まあ、当時、自民党の中で見ちゃいけないというお触れが出ていたらしいんですけど。すかさず「なんで見ないんですか?」と言うと安倍さんは「個人の自由でしょう」って、そのまま「言っておきますけど…マイケル・ムーアは映画でお金儲けしてアメリカンドリームになった人だから」みたいなことを揶揄して言うわけです。〉(「BEST TIME」16年9月22日付)
水道橋博士はこの時「マイケル・ムーアは映画で当たったお金は、いろいろな形で低所得者層に寄付してますよ。確かに映画は当たったし、お金儲けしたかもしれないけどそれは還元しています」と言い返したというが、博士がこのエピソードを公開したのは、作品を見てもないのに謀略情報を信じ込んでレッテル貼りをする安倍の反知性的本質を暴露する意図があってのことだろう。
だが、安倍応援団やネトウヨ(そして、実は安倍首相自身も)は、こうした批判にこそもっとも過敏に反応する。「知性」コンプレックスの強い彼らは、「知性や教養のなさ」を「上から目線」で説教されたとたん、それに耐えられずヒステリーを起こして、相手を「反日」「サヨク」よばわりをはじめる。そして、批判者の小さな間違いを必死になって見つけ、それを針小棒大に膨らませ、デマや陰謀論を拡散する自分たちと同じ地平に引きずりおろそうとするのだ。

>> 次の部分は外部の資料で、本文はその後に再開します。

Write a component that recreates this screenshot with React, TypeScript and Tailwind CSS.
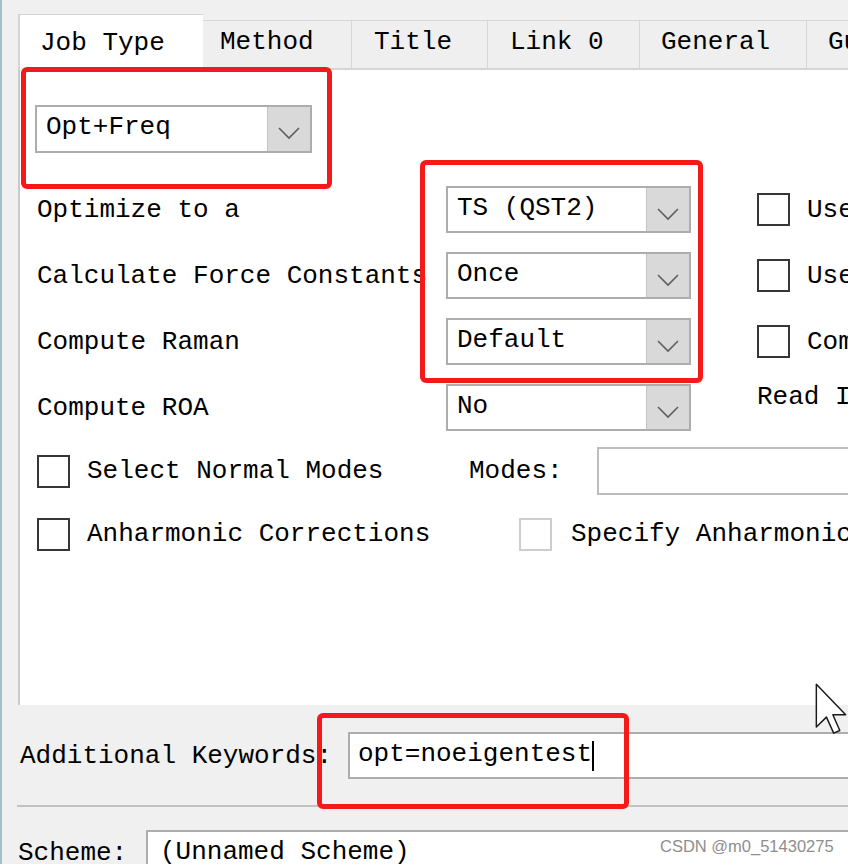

多くの知識人や文化人は、その傾向をよくわかっているから、心の底では馬鹿にしつつも炎上という面倒なことを避けるためにネット上ではその部分には触れないようにしている。ところが、博士は今回、そこに踏み込んでしまったのである。
もちろん、ネットリテラシーに長けた博士が無自覚にそれをやったとは思えない。博士はおそらく今、安易な感情を煽ってマスヒステリーをつくりだし、独裁政治を築こうとしている安倍の政治手法と、デマと悪罵の攻撃で政権批判を抑え込む安倍応援団=ネトウヨが連動している状況に相当な危機感を抱いているのだろう。だからこそ、あえて「上から目線」の「ネトウヨ批判」によって、彼らを挑発しようとしたのではないか。
そして、この過剰反応を見れば、この博士の目的は達成することができたと考えるべきだろう。
しかも、博士は今のところ、炎上攻撃にもまったくひるんでいない。どこぞのネトウヨ作家のように片っ端からブロックすることもせずに、悪罵攻撃にもいちいち返答をして見せ、数々の修羅場や炎上をくぐりぬけた芸人としての気骨を見せている。
これからも博士には、それこそ「知性と教養」の側から安倍政権やそれを支持する安倍応援団の「反知性」をどんどん挑発し続けてもらいたい。